[WHAT NEEDS TO BE DONE]
Reproduce the listing below exactly, minus its pictures.

[Interface markup and scripts]
_____

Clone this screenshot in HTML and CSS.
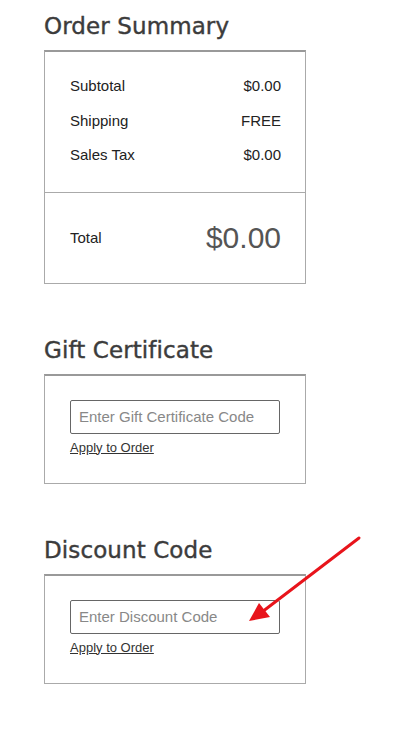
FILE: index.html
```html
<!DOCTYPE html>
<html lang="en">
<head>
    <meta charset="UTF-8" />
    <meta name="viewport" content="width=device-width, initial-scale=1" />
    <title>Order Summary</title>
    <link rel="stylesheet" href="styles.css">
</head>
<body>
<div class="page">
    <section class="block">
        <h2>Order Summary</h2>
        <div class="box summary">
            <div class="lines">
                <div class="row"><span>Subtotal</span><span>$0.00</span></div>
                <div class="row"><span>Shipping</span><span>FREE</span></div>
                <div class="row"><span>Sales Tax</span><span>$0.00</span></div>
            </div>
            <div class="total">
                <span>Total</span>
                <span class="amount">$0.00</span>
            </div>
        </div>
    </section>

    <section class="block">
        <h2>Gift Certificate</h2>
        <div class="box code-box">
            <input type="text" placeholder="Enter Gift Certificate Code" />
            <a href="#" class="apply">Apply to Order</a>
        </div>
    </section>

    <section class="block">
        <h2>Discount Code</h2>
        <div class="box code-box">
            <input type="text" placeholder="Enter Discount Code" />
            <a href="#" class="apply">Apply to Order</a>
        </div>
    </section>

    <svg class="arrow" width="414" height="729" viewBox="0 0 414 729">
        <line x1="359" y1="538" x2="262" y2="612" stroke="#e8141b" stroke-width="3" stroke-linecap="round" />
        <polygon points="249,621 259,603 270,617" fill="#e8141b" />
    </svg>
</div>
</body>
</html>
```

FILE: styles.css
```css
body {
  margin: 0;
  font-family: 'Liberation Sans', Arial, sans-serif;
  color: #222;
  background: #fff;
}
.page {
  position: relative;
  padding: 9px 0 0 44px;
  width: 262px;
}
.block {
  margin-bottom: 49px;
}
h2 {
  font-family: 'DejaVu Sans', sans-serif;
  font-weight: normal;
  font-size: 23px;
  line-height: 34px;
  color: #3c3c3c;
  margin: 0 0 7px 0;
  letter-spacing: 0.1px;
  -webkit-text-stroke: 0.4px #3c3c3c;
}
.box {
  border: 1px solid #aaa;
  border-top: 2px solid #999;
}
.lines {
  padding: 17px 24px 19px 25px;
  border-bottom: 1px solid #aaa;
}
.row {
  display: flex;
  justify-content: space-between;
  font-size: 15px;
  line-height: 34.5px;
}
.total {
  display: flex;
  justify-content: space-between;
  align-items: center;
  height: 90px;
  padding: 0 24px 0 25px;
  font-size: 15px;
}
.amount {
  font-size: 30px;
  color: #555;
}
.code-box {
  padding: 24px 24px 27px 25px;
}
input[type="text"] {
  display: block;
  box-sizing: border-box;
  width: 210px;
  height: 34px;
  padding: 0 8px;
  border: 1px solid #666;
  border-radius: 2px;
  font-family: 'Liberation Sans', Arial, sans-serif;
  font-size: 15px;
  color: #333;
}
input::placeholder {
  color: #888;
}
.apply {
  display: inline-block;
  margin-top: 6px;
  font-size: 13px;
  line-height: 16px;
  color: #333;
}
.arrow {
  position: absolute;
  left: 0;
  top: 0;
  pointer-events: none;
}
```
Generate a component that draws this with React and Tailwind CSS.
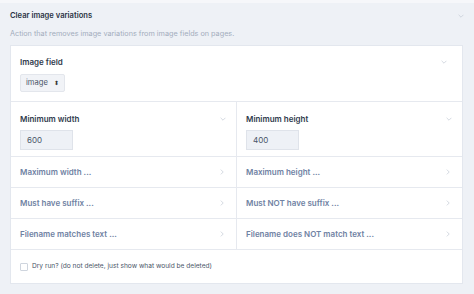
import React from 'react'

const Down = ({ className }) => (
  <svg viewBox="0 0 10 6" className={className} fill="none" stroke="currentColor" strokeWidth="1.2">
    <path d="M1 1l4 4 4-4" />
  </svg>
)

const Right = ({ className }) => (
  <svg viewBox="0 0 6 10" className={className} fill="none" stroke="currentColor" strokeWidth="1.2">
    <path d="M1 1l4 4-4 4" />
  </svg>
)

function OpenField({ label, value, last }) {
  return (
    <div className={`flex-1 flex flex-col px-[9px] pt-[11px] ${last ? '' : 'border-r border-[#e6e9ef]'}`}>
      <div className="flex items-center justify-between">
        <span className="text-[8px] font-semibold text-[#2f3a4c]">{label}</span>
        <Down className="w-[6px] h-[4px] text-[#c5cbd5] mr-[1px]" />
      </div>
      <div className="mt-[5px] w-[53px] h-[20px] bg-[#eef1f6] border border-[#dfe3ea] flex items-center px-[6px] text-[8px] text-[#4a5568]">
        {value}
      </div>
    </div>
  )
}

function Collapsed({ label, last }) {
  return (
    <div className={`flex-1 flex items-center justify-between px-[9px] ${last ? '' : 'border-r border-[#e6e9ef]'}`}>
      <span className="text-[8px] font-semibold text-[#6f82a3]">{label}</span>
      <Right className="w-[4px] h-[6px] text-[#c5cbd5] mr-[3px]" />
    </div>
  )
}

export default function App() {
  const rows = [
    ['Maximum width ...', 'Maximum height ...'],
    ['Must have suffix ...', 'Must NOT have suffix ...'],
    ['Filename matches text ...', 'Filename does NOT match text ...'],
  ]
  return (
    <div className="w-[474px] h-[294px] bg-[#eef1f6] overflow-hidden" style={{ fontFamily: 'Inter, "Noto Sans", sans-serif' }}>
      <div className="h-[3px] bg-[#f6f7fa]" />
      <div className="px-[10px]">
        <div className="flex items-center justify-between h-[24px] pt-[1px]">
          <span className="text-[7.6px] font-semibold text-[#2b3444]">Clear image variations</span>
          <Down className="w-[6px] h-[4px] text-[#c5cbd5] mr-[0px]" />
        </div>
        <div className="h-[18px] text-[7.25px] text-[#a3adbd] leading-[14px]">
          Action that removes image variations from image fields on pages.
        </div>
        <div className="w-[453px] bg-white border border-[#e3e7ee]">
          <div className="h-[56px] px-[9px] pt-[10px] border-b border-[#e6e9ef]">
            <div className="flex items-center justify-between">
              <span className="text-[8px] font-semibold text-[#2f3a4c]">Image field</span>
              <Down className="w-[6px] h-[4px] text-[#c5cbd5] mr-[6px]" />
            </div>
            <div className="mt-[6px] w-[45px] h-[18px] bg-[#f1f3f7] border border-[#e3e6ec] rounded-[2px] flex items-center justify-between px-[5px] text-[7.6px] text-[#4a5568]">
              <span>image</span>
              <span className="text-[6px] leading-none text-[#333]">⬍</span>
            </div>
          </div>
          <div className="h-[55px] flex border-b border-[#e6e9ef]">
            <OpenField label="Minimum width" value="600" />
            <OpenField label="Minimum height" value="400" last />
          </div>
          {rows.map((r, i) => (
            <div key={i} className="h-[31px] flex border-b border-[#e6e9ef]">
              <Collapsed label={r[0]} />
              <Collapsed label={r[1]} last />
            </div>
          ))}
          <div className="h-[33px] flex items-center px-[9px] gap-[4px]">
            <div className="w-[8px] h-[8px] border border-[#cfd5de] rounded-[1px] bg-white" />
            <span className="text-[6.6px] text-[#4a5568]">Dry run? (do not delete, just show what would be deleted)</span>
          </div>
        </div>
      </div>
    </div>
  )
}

_____

[FINAL ANSWER]
Clone this screenshot in HTML and CSS.
FILE: index.html
```html
<!DOCTYPE html>
<html lang="en">
<head>
    <meta charset="UTF-8" />
    <meta name="viewport" content="width=device-width, initial-scale=1" />
    <title>Order Summary</title>
    <link rel="stylesheet" href="styles.css">
</head>
<body>
<div class="page">
    <section class="block">
        <h2>Order Summary</h2>
        <div class="box summary">
            <div class="lines">
                <div class="row"><span>Subtotal</span><span>$0.00</span></div>
                <div class="row"><span>Shipping</span><span>FREE</span></div>
                <div class="row"><span>Sales Tax</span><span>$0.00</span></div>
            </div>
            <div class="total">
                <span>Total</span>
                <span class="amount">$0.00</span>
            </div>
        </div>
    </section>

    <section class="block">
        <h2>Gift Certificate</h2>
        <div class="box code-box">
            <input type="text" placeholder="Enter Gift Certificate Code" />
            <a href="#" class="apply">Apply to Order</a>
        </div>
    </section>

    <section class="block">
        <h2>Discount Code</h2>
        <div class="box code-box">
            <input type="text" placeholder="Enter Discount Code" />
            <a href="#" class="apply">Apply to Order</a>
        </div>
    </section>

    <svg class="arrow" width="414" height="729" viewBox="0 0 414 729">
        <line x1="359" y1="538" x2="262" y2="612" stroke="#e8141b" stroke-width="3" stroke-linecap="round" />
        <polygon points="249,621 259,603 270,617" fill="#e8141b" />
    </svg>
</div>
</body>
</html>
```

FILE: styles.css
```css
body {
  margin: 0;
  font-family: 'Liberation Sans', Arial, sans-serif;
  color: #222;
  background: #fff;
}
.page {
  position: relative;
  padding: 9px 0 0 44px;
  width: 262px;
}
.block {
  margin-bottom: 49px;
}
h2 {
  font-family: 'DejaVu Sans', sans-serif;
  font-weight: normal;
  font-size: 23px;
  line-height: 34px;
  color: #3c3c3c;
  margin: 0 0 7px 0;
  letter-spacing: 0.1px;
  -webkit-text-stroke: 0.4px #3c3c3c;
}
.box {
  border: 1px solid #aaa;
  border-top: 2px solid #999;
}
.lines {
  padding: 17px 24px 19px 25px;
  border-bottom: 1px solid #aaa;
}
.row {
  display: flex;
  justify-content: space-between;
  font-size: 15px;
  line-height: 34.5px;
}
.total {
  display: flex;
  justify-content: space-between;
  align-items: center;
  height: 90px;
  padding: 0 24px 0 25px;
  font-size: 15px;
}
.amount {
  font-size: 30px;
  color: #555;
}
.code-box {
  padding: 24px 24px 27px 25px;
}
input[type="text"] {
  display: block;
  box-sizing: border-box;
  width: 210px;
  height: 34px;
  padding: 0 8px;
  border: 1px solid #666;
  border-radius: 2px;
  font-family: 'Liberation Sans', Arial, sans-serif;
  font-size: 15px;
  color: #333;
}
input::placeholder {
  color: #888;
}
.apply {
  display: inline-block;
  margin-top: 6px;
  font-size: 13px;
  line-height: 16px;
  color: #333;
}
.arrow {
  position: absolute;
  left: 0;
  top: 0;
  pointer-events: none;
}
```
Generate a component that draws this with React and Tailwind CSS.
import React from 'react'

const Down = ({ className }) => (
  <svg viewBox="0 0 10 6" className={className} fill="none" stroke="currentColor" strokeWidth="1.2">
    <path d="M1 1l4 4 4-4" />
  </svg>
)

const Right = ({ className }) => (
  <svg viewBox="0 0 6 10" className={className} fill="none" stroke="currentColor" strokeWidth="1.2">
    <path d="M1 1l4 4-4 4" />
  </svg>
)

function OpenField({ label, value, last }) {
  return (
    <div className={`flex-1 flex flex-col px-[9px] pt-[11px] ${last ? '' : 'border-r border-[#e6e9ef]'}`}>
      <div className="flex items-center justify-between">
        <span className="text-[8px] font-semibold text-[#2f3a4c]">{label}</span>
        <Down className="w-[6px] h-[4px] text-[#c5cbd5] mr-[1px]" />
      </div>
      <div className="mt-[5px] w-[53px] h-[20px] bg-[#eef1f6] border border-[#dfe3ea] flex items-center px-[6px] text-[8px] text-[#4a5568]">
        {value}
      </div>
    </div>
  )
}

function Collapsed({ label, last }) {
  return (
    <div className={`flex-1 flex items-center justify-between px-[9px] ${last ? '' : 'border-r border-[#e6e9ef]'}`}>
      <span className="text-[8px] font-semibold text-[#6f82a3]">{label}</span>
      <Right className="w-[4px] h-[6px] text-[#c5cbd5] mr-[3px]" />
    </div>
  )
}

export default function App() {
  const rows = [
    ['Maximum width ...', 'Maximum height ...'],
    ['Must have suffix ...', 'Must NOT have suffix ...'],
    ['Filename matches text ...', 'Filename does NOT match text ...'],
  ]
  return (
    <div className="w-[474px] h-[294px] bg-[#eef1f6] overflow-hidden" style={{ fontFamily: 'Inter, "Noto Sans", sans-serif' }}>
      <div className="h-[3px] bg-[#f6f7fa]" />
      <div className="px-[10px]">
        <div className="flex items-center justify-between h-[24px] pt-[1px]">
          <span className="text-[7.6px] font-semibold text-[#2b3444]">Clear image variations</span>
          <Down className="w-[6px] h-[4px] text-[#c5cbd5] mr-[0px]" />
        </div>
        <div className="h-[18px] text-[7.25px] text-[#a3adbd] leading-[14px]">
          Action that removes image variations from image fields on pages.
        </div>
        <div className="w-[453px] bg-white border border-[#e3e7ee]">
          <div className="h-[56px] px-[9px] pt-[10px] border-b border-[#e6e9ef]">
            <div className="flex items-center justify-between">
              <span className="text-[8px] font-semibold text-[#2f3a4c]">Image field</span>
              <Down className="w-[6px] h-[4px] text-[#c5cbd5] mr-[6px]" />
            </div>
            <div className="mt-[6px] w-[45px] h-[18px] bg-[#f1f3f7] border border-[#e3e6ec] rounded-[2px] flex items-center justify-between px-[5px] text-[7.6px] text-[#4a5568]">
              <span>image</span>
              <span className="text-[6px] leading-none text-[#333]">⬍</span>
            </div>
          </div>
          <div className="h-[55px] flex border-b border-[#e6e9ef]">
            <OpenField label="Minimum width" value="600" />
            <OpenField label="Minimum height" value="400" last />
          </div>
          {rows.map((r, i) => (
            <div key={i} className="h-[31px] flex border-b border-[#e6e9ef]">
              <Collapsed label={r[0]} />
              <Collapsed label={r[1]} last />
            </div>
          ))}
          <div className="h-[33px] flex items-center px-[9px] gap-[4px]">
            <div className="w-[8px] h-[8px] border border-[#cfd5de] rounded-[1px] bg-white" />
            <span className="text-[6.6px] text-[#4a5568]">Dry run? (do not delete, just show what would be deleted)</span>
          </div>
        </div>
      </div>
    </div>
  )
}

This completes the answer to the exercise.